Look below. Copy each line that has "Write" in it.

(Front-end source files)
◆ ◆ ◆ ◆
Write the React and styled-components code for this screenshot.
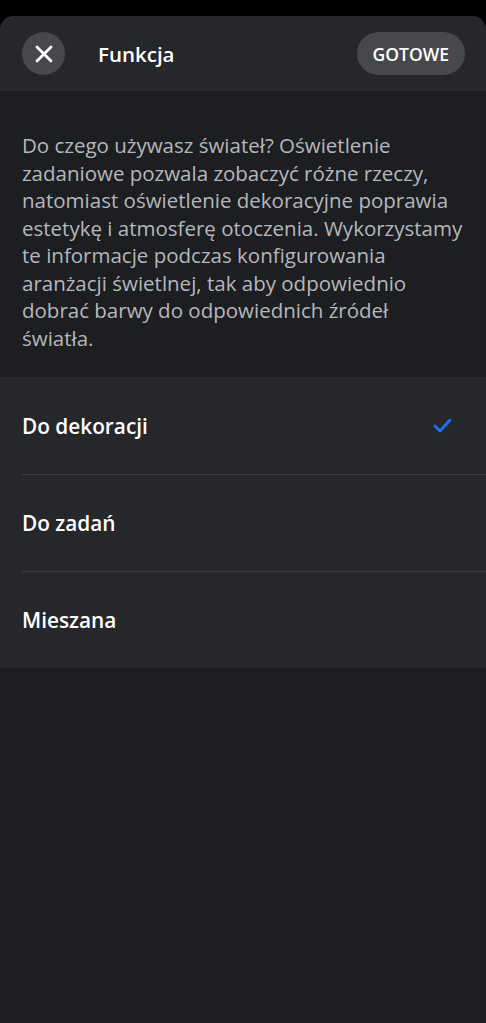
import React from "react";
import styled, { createGlobalStyle } from "styled-components";

const Global = createGlobalStyle`
  html, body { margin: 0; padding: 0; background: #000; }
  body { font-family: "Open Sans", "Noto Sans", sans-serif; -webkit-font-smoothing: antialiased; }
`;

const Screen = styled.div`
  width: 486px;
  min-height: 1023px;
  background: #000;
  padding-top: 16px;
  box-sizing: border-box;
  display: flex;
  flex-direction: column;
`;

const Sheet = styled.div`
  flex: 1;
  display: flex;
  flex-direction: column;
  background: #1c1e22;
  border-radius: 14px 14px 0 0;
  overflow: hidden;
`;

const Header = styled.header`
  height: 75px;
  background: #26272b;
  display: flex;
  align-items: center;
  padding: 0 22px;
  box-sizing: border-box;
`;

const CloseButton = styled.button`
  width: 43px;
  height: 43px;
  border-radius: 50%;
  border: none;
  background: #47484c;
  display: flex;
  align-items: center;
  justify-content: center;
  padding: 0;
  margin-right: 33px;
`;

const Title = styled.h1`
  flex: 1;
  margin: 0;
  color: #fff;
  font-size: 20.5px;
  font-weight: 600;
`;

const DoneButton = styled.button`
  height: 43px;
  padding: 0 16px;
  border: none;
  border-radius: 22px;
  background: #47484c;
  color: #fff;
  font-family: inherit;
  font-size: 17.5px;
  font-weight: 600;
  margin-right: -1px;
`;

const Description = styled.p`
  margin: 0;
  padding: 41px 22px 25px;
  color: #b6b7bb;
  font-size: 20.5px;
  line-height: 27.5px;
  white-space: nowrap;
`;

const List = styled.ul`
  list-style: none;
  margin: 0;
  padding: 0;
  background: #26272b;
`;

const Row = styled.li`
  height: 97px;
  display: flex;
  align-items: center;
  justify-content: space-between;
  margin-left: 22px;
  padding-right: 34px;
  border-top: ${(p) => (p.$first ? "none" : "1px solid #3c3d41")};
  box-sizing: border-box;
`;

const Label = styled.span`
  color: #fff;
  font-size: 20.8px;
  font-weight: 600;
`;

const options = [
  { label: "Do dekoracji", selected: true },
  { label: "Do zadań" },
  { label: "Mieszana" },
];

const lines = [
  "Do czego używasz świateł? Oświetlenie",
  "zadaniowe pozwala zobaczyć różne rzeczy,",
  "natomiast oświetlenie dekoracyjne poprawia",
  "estetykę i atmosferę otoczenia. Wykorzystamy",
  "te informacje podczas konfigurowania",
  "aranżacji świetlnej, tak aby odpowiednio",
  "dobrać barwy do odpowiednich źródeł",
  "światła.",
];

export default function App() {
  return (
    <>
      <Global />
      <Screen>
        <Sheet>
          <Header>
            <CloseButton aria-label="Zamknij">
              <svg width="18" height="18" viewBox="0 0 18 18">
                <path d="M2 2L16 16M16 2L2 16" stroke="#fff" strokeWidth="2.8" strokeLinecap="round" />
              </svg>
            </CloseButton>
            <Title>Funkcja</Title>
            <DoneButton>GOTOWE</DoneButton>
          </Header>
          <Description>
            {lines.map((l, i) => (
              <React.Fragment key={i}>
                {l}
                {i < lines.length - 1 && <br />}
              </React.Fragment>
            ))}
          </Description>
          <List>
            {options.map((o, i) => (
              <Row key={o.label} $first={i === 0}>
                <Label>{o.label}</Label>
                {o.selected && (
                  <svg width="19" height="15" viewBox="0 0 19 15">
                    <path d="M2 8L7 13L17 2" fill="none" stroke="#1f6fe8" strokeWidth="3" strokeLinecap="round" strokeLinejoin="round" />
                  </svg>
                )}
              </Row>
            ))}
          </List>
        </Sheet>
      </Screen>
    </>
  );
}
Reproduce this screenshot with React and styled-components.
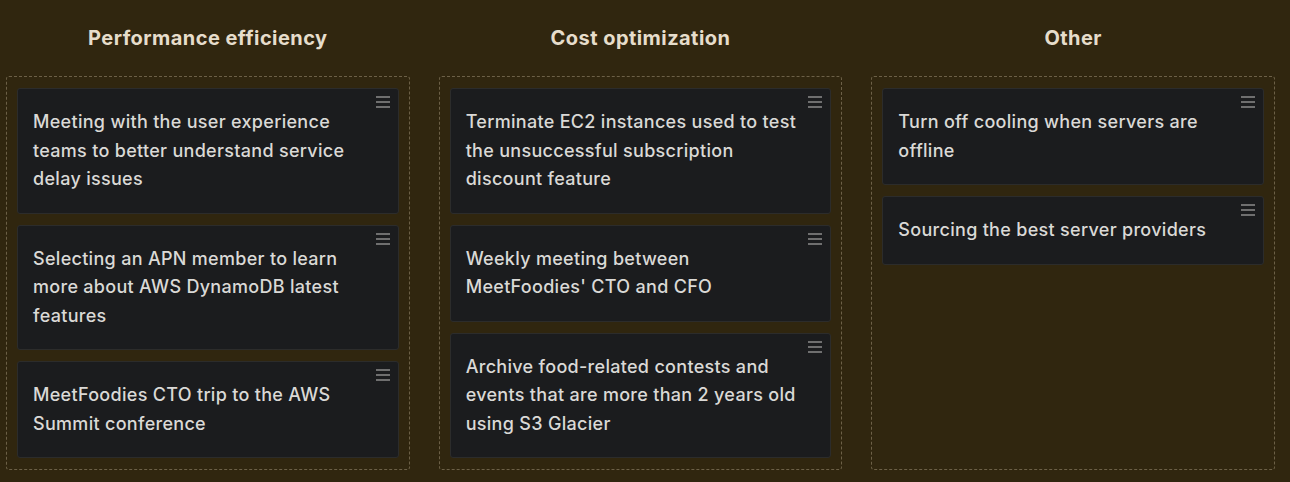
import React from "react";
import styled, { createGlobalStyle } from "styled-components";

const GlobalStyle = createGlobalStyle`
  html, body {
    margin: 0;
    padding: 0;
    background: #30260f;
  }
  body {
    font-family: Inter, "Noto Sans", sans-serif;
  }
`;

const Board = styled.div`
  display: grid;
  grid-template-columns: repeat(3, 1fr);
  column-gap: 29px;
  padding: 0 15px 12px 6px;
  width: 1290px;
  box-sizing: border-box;
  height: 482px;
`;

const Column = styled.section`
  display: flex;
  flex-direction: column;
  min-width: 0;
`;

const Title = styled.h2`
  margin: 26px 0 26px;
  font-size: 20px;
  line-height: 24px;
  font-weight: 700;
  letter-spacing: 0.45px;
  color: #e6ddcb;
  text-align: center;
`;

const Lane = styled.div`
  flex: 1;
  display: flex;
  flex-direction: column;
  gap: 11px;
  padding: 11px 10px;
  border: 1px dashed #6c6047;
  border-radius: 3px;
`;

const Card = styled.div`
  position: relative;
  background: #1b1c1e;
  border: 1px solid #2c2c2b;
  border-radius: 3px;
  padding: 19px 15px;
`;

const CardText = styled.p`
  margin: 0;
  font-size: 18px;
  line-height: 28.5px;
  font-weight: 500;
  letter-spacing: 0.3px;
  color: #dad9d6;
  max-width: 345px;
`;

const Handle = styled.span`
  position: absolute;
  top: 7px;
  right: 8px;
  width: 14px;
  height: 12px;
  display: flex;
  flex-direction: column;
  justify-content: space-between;

  i {
    display: block;
    height: 2px;
    background: #6f6f6f;
  }
`;

const columns = [
  {
    title: "Performance efficiency",
    cards: [
      "Meeting with the user experience teams to better understand service delay issues",
      "Selecting an APN member to learn more about AWS DynamoDB latest features",
      "MeetFoodies CTO trip to the AWS Summit conference",
    ],
  },
  {
    title: "Cost optimization",
    cards: [
      "Terminate EC2 instances used to test the unsuccessful subscription discount feature",
      "Weekly meeting between MeetFoodies' CTO and CFO",
      "Archive food-related contests and events that are more than 2 years old using S3 Glacier",
    ],
  },
  {
    title: "Other",
    cards: [
      "Turn off cooling when servers are offline",
      "Sourcing the best server providers",
    ],
  },
];

export default function App() {
  return (
    <>
      <GlobalStyle />
      <Board>
        {columns.map((col) => (
          <Column key={col.title}>
            <Title>{col.title}</Title>
            <Lane>
              {col.cards.map((text) => (
                <Card key={text}>
                  <Handle>
                    <i />
                    <i />
                    <i />
                  </Handle>
                  <CardText>{text}</CardText>
                </Card>
              ))}
            </Lane>
          </Column>
        ))}
      </Board>
    </>
  );
}
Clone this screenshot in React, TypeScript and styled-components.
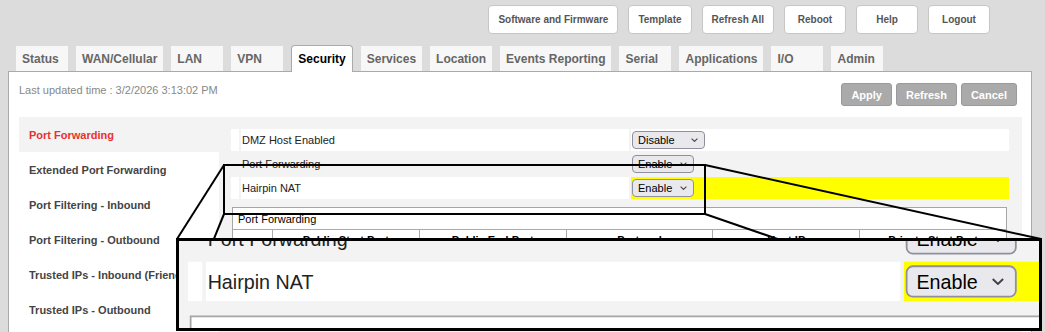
import React from 'react'
import styled, { createGlobalStyle } from 'styled-components'

const GlobalStyle = createGlobalStyle`
  html, body {
    margin: 0;
    padding: 0;
    background: #dcdcdc;
    overflow: hidden;
  }
  body {
    font-family: "Liberation Sans", Arial, sans-serif;
  }
`

const topButtons = ['Software and Firmware', 'Template', 'Refresh All', 'Reboot', 'Help', 'Logout']
const tabs = [
  'Status',
  'WAN/Cellular',
  'LAN',
  'VPN',
  'Security',
  'Services',
  'Location',
  'Events Reporting',
  'Serial',
  'Applications',
  'I/O',
  'Admin',
]
const navItems = [
  'Port Forwarding',
  'Extended Port Forwarding',
  'Port Filtering - Inbound',
  'Port Filtering - Outbound',
  'Trusted IPs - Inbound (Friends)',
  'Trusted IPs - Outbound',
  'Remote Management',
]
const settings = [
  { label: 'DMZ Host Enabled', value: 'Disable', width: 73, filled: true, highlight: false },
  { label: 'Port Forwarding', value: 'Enable', width: 62, filled: false, highlight: false },
  { label: 'Hairpin NAT', value: 'Enable', width: 62, filled: true, highlight: true },
]
const columns = ['Public Start Port', 'Public End Port', 'Protocol', 'Host IP', 'Private Start Port']

// source region of the magnifier and where the zoomed copy is shown
const SOURCE = { x: 224, y: 165, w: 481, h: 49 }
const TARGET = { x: 177, y: 239, w: 864, h: 91 }
const ZOOM = 1.79

const Page = styled.div`
  position: relative;
  width: 1045px;
  height: 332px;
  overflow: hidden;
  background: #dcdcdc;
`

const Screen = styled.div`
  width: 1045px;
  padding-left: 8px;
  box-sizing: border-box;
  background: #dcdcdc;
  font-family: "Liberation Sans", Arial, sans-serif;
`

const TopBar = styled.div`
  width: 1024px;
  height: 46px;
  box-sizing: border-box;
  padding: 5px 42px 0 0;
  display: flex;
  justify-content: flex-end;
  align-items: flex-start;
  gap: 10px;
`

const TopButton = styled.button`
  height: 29px;
  min-width: 62px;
  padding: 0 9px;
  box-sizing: border-box;
  background: #fff;
  border: 1px solid #c6c6c6;
  border-radius: 4px;
  font-family: inherit;
  font-size: 10px;
  font-weight: bold;
  color: #555;
`

const TabBar = styled.div`
  height: 25px;
  padding-left: 8px;
  display: flex;
  align-items: flex-end;
  gap: 8px;
`

const Tab = styled.div<{ $active?: boolean }>`
  position: relative;
  z-index: 1;
  height: ${(p) => (p.$active ? '27px' : '25px')};
  min-width: 52px;
  padding: 0 6px;
  box-sizing: border-box;
  display: flex;
  align-items: center;
  background: ${(p) => (p.$active ? '#fff' : '#f7f7f7')};
  border: ${(p) => (p.$active ? '1px solid #aaa' : 'none')};
  border-bottom: none;
  border-radius: ${(p) => (p.$active ? '4px 4px 0 0' : '0')};
  margin-bottom: ${(p) => (p.$active ? '-1px' : '0')};
  font-size: 12px;
  font-weight: bold;
  color: ${(p) => (p.$active ? '#000' : '#666')};
  white-space: nowrap;
`

const Panel = styled.div`
  width: 1024px;
  min-height: 300px;
  box-sizing: border-box;
  background: #fff;
  border: 1px solid #aaa;
  padding: 11px 9px 0 10px;
`

const PanelHeader = styled.div`
  height: 34px;
  padding-right: 5px;
  display: flex;
  justify-content: space-between;
  align-items: flex-start;
`

const LastUpdated = styled.div`
  padding-top: 1px;
  font-size: 11px;
  line-height: 13px;
  color: #888;
`

const ActionGroup = styled.div`
  display: flex;
  gap: 4px;
`

const ActionButton = styled.button`
  height: 23px;
  padding: 0 9px;
  box-sizing: border-box;
  background: #aaa;
  border: 1px solid #9a9a9a;
  border-radius: 3px;
  font-family: inherit;
  font-size: 11px;
  font-weight: bold;
  color: #fff;
`

const Section = styled.div`
  display: flex;
  min-height: 240px;
`

const Nav = styled.div`
  width: 200px;
  flex-shrink: 0;
  background: #fff;
`

const NavItem = styled.div<{ $active?: boolean }>`
  height: 35px;
  padding-left: 10px;
  display: flex;
  align-items: center;
  background: ${(p) => (p.$active ? '#f3f3f3' : '#fff')};
  font-size: 11px;
  font-weight: bold;
  color: ${(p) => (p.$active ? '#e8322e' : '#444')};
  white-space: nowrap;
  overflow: hidden;
`

const Content = styled.div`
  flex: 1;
  background: #f3f3f3;
  padding: 12px 13px 12px 12px;
`

const SettingsList = styled.div`
  display: flex;
  flex-direction: column;
  gap: 2px;
`

const SettingRow = styled.div`
  height: 22px;
  display: flex;
  gap: 2px;
`

const MarkerCell = styled.div<{ $filled: boolean }>`
  width: 8px;
  background: ${(p) => (p.$filled ? '#fff' : 'transparent')};
`

const LabelCell = styled.div<{ $filled: boolean }>`
  width: 387px;
  padding-left: 1px;
  display: flex;
  align-items: center;
  background: ${(p) => (p.$filled ? '#fff' : 'transparent')};
  font-size: 11px;
  color: #222;
`

const ValueCell = styled.div<{ $filled: boolean; $highlight: boolean }>`
  flex: 1;
  padding-left: 1px;
  display: flex;
  align-items: center;
  background: ${(p) => (p.$highlight ? '#ffff00' : p.$filled ? '#fff' : 'transparent')};
`

const SelectBox = styled.div<{ $width: number }>`
  width: ${(p) => p.$width}px;
  height: 18px;
  box-sizing: border-box;
  padding: 0 6px 0 5px;
  display: flex;
  align-items: center;
  justify-content: space-between;
  background: #e9e9ed;
  border: 1px solid #8f8f9d;
  border-radius: 4px;
  font-size: 11px;
  color: #000;
`

const Chevron = styled.svg`
  width: 7px;
  height: 4px;
  flex-shrink: 0;
`

const TableBox = styled.div`
  margin: 8px 2px 0 1px;
  background: #fff;
  border: 1px solid #a6a6a6;
`

const TableTitle = styled.div`
  height: 21px;
  padding-left: 5px;
  display: flex;
  align-items: center;
  font-size: 11px;
  color: #000;
`

const HeaderRow = styled.div`
  display: grid;
  grid-template-columns: 39px repeat(5, 1fr);
  height: 22px;
  border-top: 1px solid #aaa;
`

const HeaderCell = styled.div`
  border-left: 1px solid #aaa;
  font-size: 11px;
  font-weight: bold;
  line-height: 21px;
  text-align: center;
  color: #000;
  white-space: nowrap;
  &:first-child {
    border-left: none;
  }
`

const CalloutLines = styled.svg`
  position: absolute;
  left: 0;
  top: 0;
  z-index: 5;
  pointer-events: none;
`

const Magnifier = styled.div`
  position: absolute;
  left: ${TARGET.x - 1}px;
  top: ${TARGET.y - 1}px;
  width: ${TARGET.w + 2}px;
  height: ${TARGET.h + 2}px;
  box-sizing: border-box;
  border: 3px solid #000;
  overflow: hidden;
  background: #f3f3f3;
  z-index: 6;
`

const MagnifiedView = styled.div`
  width: 1045px;
  transform-origin: 0 0;
  transform: scale(${ZOOM}) translate(-226px, -165.4px);
`

const SelectValue = ({ value, width }: { value: string; width: number }) => (
  <SelectBox $width={width}>
    <span>{value}</span>
    <Chevron viewBox="0 0 7 4">
      <polyline points="0.6,0.6 3.5,3.4 6.4,0.6" fill="none" stroke="#444" strokeWidth="1.1" />
    </Chevron>
  </SelectBox>
)

const RouterScreen = () => (
  <Screen>
    <TopBar>
      {topButtons.map((b) => (
        <TopButton key={b}>{b}</TopButton>
      ))}
    </TopBar>
    <TabBar>
      {tabs.map((t) => (
        <Tab key={t} $active={t === 'Security'}>
          {t}
        </Tab>
      ))}
    </TabBar>
    <Panel>
      <PanelHeader>
        <LastUpdated>Last updated time : 3/2/2026 3:13:02 PM</LastUpdated>
        <ActionGroup>
          <ActionButton>Apply</ActionButton>
          <ActionButton>Refresh</ActionButton>
          <ActionButton>Cancel</ActionButton>
        </ActionGroup>
      </PanelHeader>
      <Section>
        <Nav>
          {navItems.map((n, i) => (
            <NavItem key={n} $active={i === 0}>
              {n}
            </NavItem>
          ))}
        </Nav>
        <Content>
          <SettingsList>
            {settings.map((s) => (
              <SettingRow key={s.label}>
                <MarkerCell $filled={s.filled} />
                <LabelCell $filled={s.filled}>{s.label}</LabelCell>
                <ValueCell $filled={s.filled} $highlight={s.highlight}>
                  <SelectValue value={s.value} width={s.width} />
                </ValueCell>
              </SettingRow>
            ))}
          </SettingsList>
          <TableBox>
            <TableTitle>Port Forwarding</TableTitle>
            <HeaderRow>
              <HeaderCell />
              {columns.map((c) => (
                <HeaderCell key={c}>{c}</HeaderCell>
              ))}
            </HeaderRow>
          </TableBox>
        </Content>
      </Section>
    </Panel>
  </Screen>
)

export default function App() {
  const sx2 = SOURCE.x + SOURCE.w
  const sy2 = SOURCE.y + SOURCE.h
  const tx2 = TARGET.x + TARGET.w
  const ty2 = TARGET.y + TARGET.h
  return (
    <Page>
      <GlobalStyle />
      <RouterScreen />
      <CalloutLines width="1045" height="332" viewBox="0 0 1045 332">
        <g stroke="#000" strokeWidth="2" fill="none">
          <rect x={SOURCE.x} y={SOURCE.y} width={SOURCE.w} height={SOURCE.h} />
          <line x1={SOURCE.x} y1={SOURCE.y} x2={TARGET.x} y2={TARGET.y} />
          <line x1={SOURCE.x} y1={sy2} x2={TARGET.x} y2={ty2} />
          <line x1={sx2} y1={SOURCE.y} x2={tx2} y2={TARGET.y} />
          <line x1={sx2} y1={sy2} x2={tx2} y2={ty2} />
        </g>
      </CalloutLines>
      <Magnifier>
        <MagnifiedView>
          <RouterScreen />
        </MagnifiedView>
      </Magnifier>
    </Page>
  )
}
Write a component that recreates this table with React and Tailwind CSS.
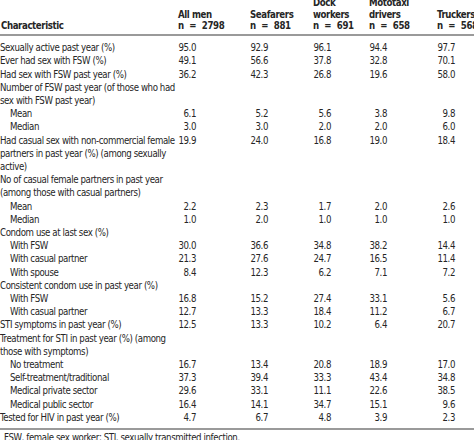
const rows = [
  { label: ['Sexually active past year (%)'], v: ['95.0', '92.9', '96.1', '94.4', '97.7'] },
  { label: ['Ever had sex with FSW (%)'], v: ['49.1', '56.6', '37.8', '32.8', '70.1'] },
  { label: ['Had sex with FSW past year (%)'], v: ['36.2', '42.3', '26.8', '19.6', '58.0'] },
  { label: ['Number of FSW past year (of those who had', 'sex with FSW past year)'] },
  { label: ['Mean'], indent: true, v: ['6.1', '5.2', '5.6', '3.8', '9.8'] },
  { label: ['Median'], indent: true, v: ['3.0', '3.0', '2.0', '2.0', '6.0'] },
  {
    label: ['Had casual sex with non-commercial female', 'partners in past year (%) (among sexually', 'active)'],
    v: ['19.9', '24.0', '16.8', '19.0', '18.4'],
  },
  { label: ['No of casual female partners in past year', '(among those with casual partners)'] },
  { label: ['Mean'], indent: true, v: ['2.2', '2.3', '1.7', '2.0', '2.6'] },
  { label: ['Median'], indent: true, v: ['1.0', '2.0', '1.0', '1.0', '1.0'] },
  { label: ['Condom use at last sex (%)'] },
  { label: ['With FSW'], indent: true, v: ['30.0', '36.6', '34.8', '38.2', '14.4'] },
  { label: ['With casual partner'], indent: true, v: ['21.3', '27.6', '24.7', '16.5', '11.4'] },
  { label: ['With spouse'], indent: true, v: ['8.4', '12.3', '6.2', '7.1', '7.2'] },
  { label: ['Consistent condom use in past year (%)'] },
  { label: ['With FSW'], indent: true, v: ['16.8', '15.2', '27.4', '33.1', '5.6'] },
  { label: ['With casual partner'], indent: true, v: ['12.7', '13.3', '18.4', '11.2', '6.7'] },
  { label: ['STI symptoms in past year (%)'], v: ['12.5', '13.3', '10.2', '6.4', '20.7'] },
  { label: ['Treatment for STI in past year (%) (among', 'those with symptoms)'] },
  { label: ['No treatment'], indent: true, v: ['16.7', '13.4', '20.8', '18.9', '17.0'] },
  { label: ['Self-treatment/traditional'], indent: true, v: ['37.3', '39.4', '33.3', '43.4', '34.8'] },
  { label: ['Medical private sector'], indent: true, v: ['29.6', '33.1', '11.1', '22.6', '38.5'] },
  { label: ['Medical public sector'], indent: true, v: ['16.4', '14.1', '34.7', '15.1', '9.6'] },
  { label: ['Tested for HIV in past year (%)'], v: ['4.7', '6.7', '4.8', '3.9', '2.3'] },
];

const headers = [
  ['All men', '2798'],
  ['Seafarers', '881'],
  ['Dock', 'workers', '691'],
  ['Mototaxi', 'drivers', '658'],
  ['Truckers', '568'],
];

const grid = 'grid grid-cols-[178px_72px_63px_56px_68px_37px]';

export default function App() {
  return (
    <div
      className="w-[474px] h-[440px] overflow-hidden bg-white text-[#262626] text-[9.6px] tracking-[-0.4px]"
      style={{ fontFamily: '"DejaVu Sans Condensed", "Liberation Sans", sans-serif' }}
    >
      {/* Header */}
      <div className={`${grid} -mt-[3px] leading-[11.7px] font-bold items-end`}>
        <div className="pl-[1px]">Characteristic</div>
        {headers.map((h, i) => (
          <div key={i} className="whitespace-nowrap">
            {h.slice(0, -1).map((line, j) => (
              <div key={j}>{line}</div>
            ))}
            <div>
              n <span className="px-[3px]">=</span> {h[h.length - 1]}
            </div>
          </div>
        ))}
      </div>
      <div className="h-[2px] bg-[#9a9a9a] mt-[2px]" />

      {/* Body */}
      <div className="pt-[5px] leading-[13.2px]">
        {rows.map((r, i) => (
          <div key={i} className={grid}>
            <div className={`whitespace-nowrap ${r.indent ? 'pl-[10px]' : ''}`}>
              {r.label.map((line, j) => (
                <div key={j}>{line}</div>
              ))}
            </div>
            {r.v
              ? r.v.map((x, j) => (
                  <div key={j}>
                    <span className="inline-block w-[18px] text-right whitespace-nowrap">{x}</span>
                  </div>
                ))
              : null}
          </div>
        ))}
      </div>
      <div className="h-[2px] bg-[#9a9a9a] mt-[4px]" />
      <div className="pl-[4px] leading-[13px] mt-[1px]">
        FSW, female sex worker; STI, sexually transmitted infection.
      </div>
    </div>
  );
}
◆ ◆ ◆ ◆
• _Answer in full_:
Write the React and styled-components code for this screenshot.
Write a component that recreates this table with React and Tailwind CSS.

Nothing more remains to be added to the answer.